My cycle commute is a little over 6 miles each way, and takes me through unlit country lanes for part of it. At this time of year, my working hours mean that both journeys are in the dark, particularly the homeward leg. I have been riding this route for about 11 years, and during this time I’ve used a Cateye Stadium 3 lamp (which is no longer available). This is said to pump out an equivalent to an 84W halogen lamp. It’s given me good service over the last decade, and indeed its durability does seem good. It’s always been a bit of a faff to take on and off the bike (it effectively has three parts: lamp, ballast and bottle battery). Charging the battery is a bit problematic, the charger that was supplied blew when I connected it by mistake to the output cable; it was prone to overcharge (so the lamp wouldn’t light). The replacement charger couldn’t be relied upon to fully charge the battery. Recently I was plunged into darkness en route to work when the battery ran out of juice. Time for a change, I thought.Browsing the Lumicycle website, one thing was striking: the modularity of the lighting systems. Initially, this makes deciding what to buy a bit complex, but it does mean you get to select the lamp configuration that is best suited to your needs. In my case I like to have something that really will illuminate the road ahead in the pitch dark of country lanes at night. I chose the high end LED4Si lamp.
This is a very compact four LED lamp, with an impressive array of features. The lamp unit has a single switch and a single power input. There is a multicolour LED indicator that indicates the brightness mode (of which more later) and the battery state.
The switch operates by upward or downward presses, and is sensitive to short and long presses. This enables the user to select four different brightness levels and modes. At first this seems complex, particularly when confronted by the switching diagram in the manual (below), but in practice seems very intuitive. The base level that the unit is in when the lamp is turned on is very bright. A short downward press switches to the low setting. Alternatively, a series of short upward switch presses take you to high and then boost brightness levels. The first boost level is set to operate for 3 minutes before dropping back to high. This is particularly useful when negotiating stretches of dubious road surfaces or conditions. A long upward press takes the unit to permanent boost. Obviously the brighter settings use up battery power more rapidly. This arrangement is illustrated below (click for larger version). Trust me, it’s easier than first sight might suggest!
The beam pattern seems to be very even – more so than one might expect from a set of four super-bright LEDs.

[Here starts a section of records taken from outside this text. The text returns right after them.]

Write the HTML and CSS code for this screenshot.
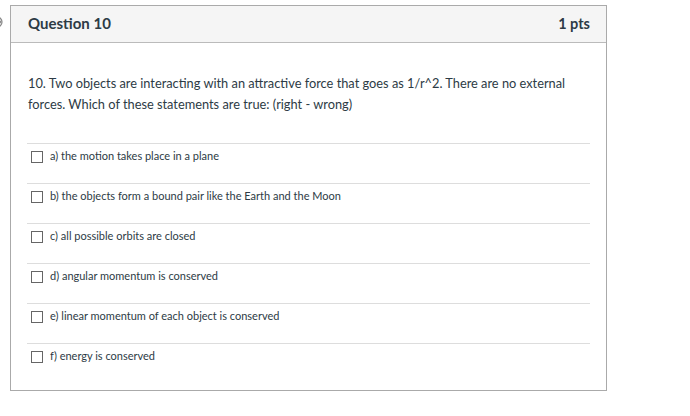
FILE: index.html
```html
<!DOCTYPE html>
<html>
<head>
<meta charset="utf-8">
<link rel="stylesheet" href="styles.css">
</head>
<body>
<div class="page">
  <svg class="edge-icon" width="6" height="14" viewBox="0 0 6 14"><path d="M-3 2 A5 5 0 0 1 -3 12" fill="none" stroke="#888" stroke-width="1.2"/><path d="M-2 4 L1 7 L-2 10" fill="none" stroke="#888" stroke-width="1.2"/></svg>
  <div class="question">
    <div class="q-header">
      <span class="q-title">Question 10</span>
      <span class="q-pts">1 pts</span>
    </div>
    <div class="q-body">
      <p class="q-text">10. Two objects are interacting with an attractive force that goes as 1/r^2. There are no external forces. Which of these statements are true: (right - wrong)</p>
      <ul class="answers">
        <li class="answer"><span class="box"></span><span>a) the motion takes place in a plane</span></li>
        <li class="answer"><span class="box"></span><span>b) the objects form a bound pair like the Earth and the Moon</span></li>
        <li class="answer"><span class="box"></span><span>c) all possible orbits are closed</span></li>
        <li class="answer"><span class="box"></span><span>d) angular momentum is conserved</span></li>
        <li class="answer"><span class="box"></span><span>e) linear momentum of each object is conserved</span></li>
        <li class="answer"><span class="box"></span><span>f) energy is conserved</span></li>
      </ul>
    </div>
  </div>
</div>
</body>
</html>
```
FILE: styles.css
```css
html, body {
  margin: 0;
  padding: 0;
  background: #fff;
}
body {
  font-family: Lato, "Liberation Sans", sans-serif;
  color: #2d3b45;
}
.page {
  position: relative;
  padding: 5px 0 0 10px;
}
.edge-icon {
  position: absolute;
  left: 0;
  top: 15px;
}
.question {
  width: 595px;
  border: 1px solid #aaa;
}
.q-header {
  height: 34px;
  background: #f5f5f5;
  border-bottom: 1px solid #bbb;
  display: flex;
  align-items: center;
  justify-content: space-between;
  padding: 0 16px 2px 17px;
}
.q-title {
  font-size: 15px;
  font-weight: bold;
}
.q-pts {
  font-size: 14.5px;
  font-weight: bold;
}
.q-body {
  padding: 30px 16px 7px 16px;
}
.q-text {
  margin: 0 0 28px 1px;
  font-size: 12.8px;
  line-height: 21px;
}
.answers {
  list-style: none;
  margin: 0;
  padding: 0;
}
.answer {
  border-top: 1px solid #ddd;
  display: flex;
  align-items: flex-start;
  padding-top: 6px;
  height: 33px;
  font-size: 11px;
  line-height: 12px;
}
.box {
  width: 10px;
  height: 10px;
  border: 1px solid #666;
  margin: 1px 7px 0 4px;
  flex: none;
}
```
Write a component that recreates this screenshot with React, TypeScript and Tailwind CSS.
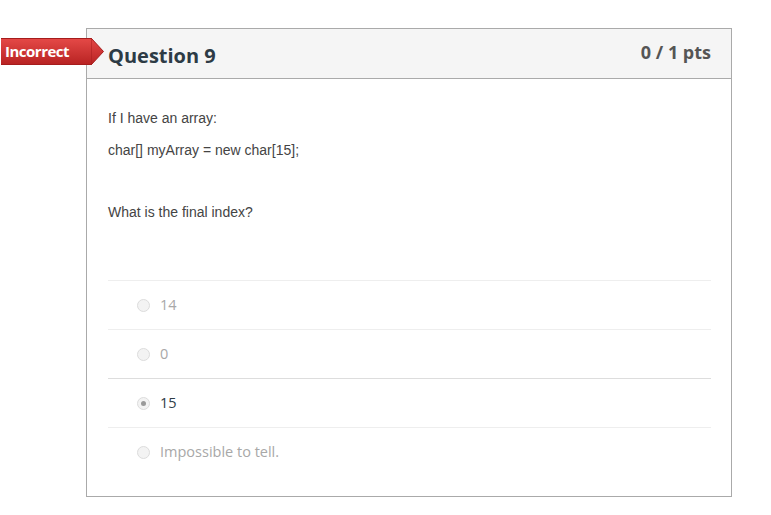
const answers = [
  { label: "14", selected: false },
  { label: "0", selected: false },
  { label: "15", selected: true },
  { label: "Impossible to tell.", selected: false },
];

function Radio({ checked }: { checked: boolean }) {
  return (
    <span className="flex h-[13px] w-[13px] items-center justify-center rounded-full border border-[#dcdcdc] bg-[#f3f3f3]">
      {checked ? <span className="h-[5px] w-[5px] rounded-full bg-[#9a9a9a]" /> : null}
    </span>
  );
}

function IncorrectBadge() {
  return (
    <div className="absolute left-[-86px] top-[9px] flex h-[27px] items-center">
      <div className="flex h-full w-[91px] items-center border-y border-[#a61c1c] bg-gradient-to-b from-[#e44846] to-[#b92323] pl-[4px] font-['Open_Sans',sans-serif] text-[15px] font-bold leading-none tracking-[-0.5px] text-white">
        Incorrect
      </div>
      <svg width="13" height="27" viewBox="0 0 13 27" aria-hidden="true" className="-ml-px">
        <defs>
          <linearGradient id="badge" x1="0" y1="0" x2="0" y2="1">
            <stop offset="0" stopColor="#e44846" />
            <stop offset="1" stopColor="#b92323" />
          </linearGradient>
        </defs>
        <path d="M0 0.5 L0.5 0.5 L12.5 13.5 L0.5 26.5 L0 26.5 Z" fill="url(#badge)" stroke="#a61c1c" strokeWidth="1" />
      </svg>
    </div>
  );
}

export default function App() {
  return (
    <div className="min-h-[515px] bg-white pt-[28px]">
      <div className="relative ml-[86px] w-[646px] border border-[#aaaaaa] bg-white">
        <IncorrectBadge />
        <header className="flex h-[50px] items-start justify-between border-b border-[#aaaaaa] bg-[#f5f5f5] pl-[21px] pr-[20px] font-['Open_Sans',sans-serif]">
          <h2 className="pt-[17px] text-[20px] font-bold leading-none text-[#2d3b45]">Question 9</h2>
          <span className="pt-[14px] text-[18px] font-bold leading-none text-[#555555]">0 / 1 pts</span>
        </header>

        <div className="pb-[20px] pl-[21px] pr-[20px] pt-[29px]">
          <div className="font-['Liberation_Sans',Arial,sans-serif] text-[14px] leading-[20px] text-[#444444]">
            <p>If I have an array:</p>
            <p className="mt-[12px]">char[] myArray = new char[15];</p>
            <p className="mt-[42px]">What is the final index?</p>
          </div>

          <div className="mt-[58px]">
            {answers.map((answer, i) => (
              <div
                key={answer.label}
                className={`flex h-[49px] items-center gap-[10px] border-t pl-[29px] font-['Open_Sans',sans-serif] text-[14.5px] ${
                  i === 2 ? "border-[#dddddd]" : "border-[#eeeeee]"
                }`}
              >
                <Radio checked={answer.selected} />
                <span className={answer.selected ? "text-[#2d3b45]" : "text-[#a8a8a8]"}>{answer.label}</span>
              </div>
            ))}
          </div>
        </div>
      </div>
    </div>
  );
}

It’s helped by the shape of the housing, which encourages a downward spread. The lamp unit itself has a simple quick release clamp that can be used on either standard or oversize bars. This makes it very easy to move the lamp between bikes – unless of course they have different diameter bars. Fortunately I’m a fairly conservative road cyclist, and most of my road bikes have standard bars!
So, what sort of battery life does one get with such a high spec lamp? I selected the top option, the Li-ion bottle battery, because it seemed the easiest to attach to the bike (in the bottle cage) and because of its high charge capacity. The battery comes with a neat charger that seems well designed to avoid over-charging. A full charge is indicated by the LED indicator changing from red to green. The small (but very informative) manual is very clear on how to treat the battery – it is a general manual, so it also covers NiMH batteries as well.
Run times (claimed by Lumicycle) range from 4.5h at boost level through 19h in mid brightness to 63 h in low. Using the flash mode gives a whopping 144h. On the very limited testing so far (I generally prefer not to let rechargeable batteries discharge too much), I’ve no reason to doubt these figures. Indeed since I commute using the lamp in high or medium with a short period in boost, I’m unlikely to see the battery discharge unless I miss several daily topups.
So far, and on the basis of only a couple of commutes (four rides), I’m very impressed with the system, and highly recommend it. On the long term durability, I can’t of course comment yet, but I do note that all the components are available separately. It’s not a cheap system – the system reviewed comes in at £305 – though cheaper (and indeed more expensive twin lamp systems) combinations of lamps and batteries are available.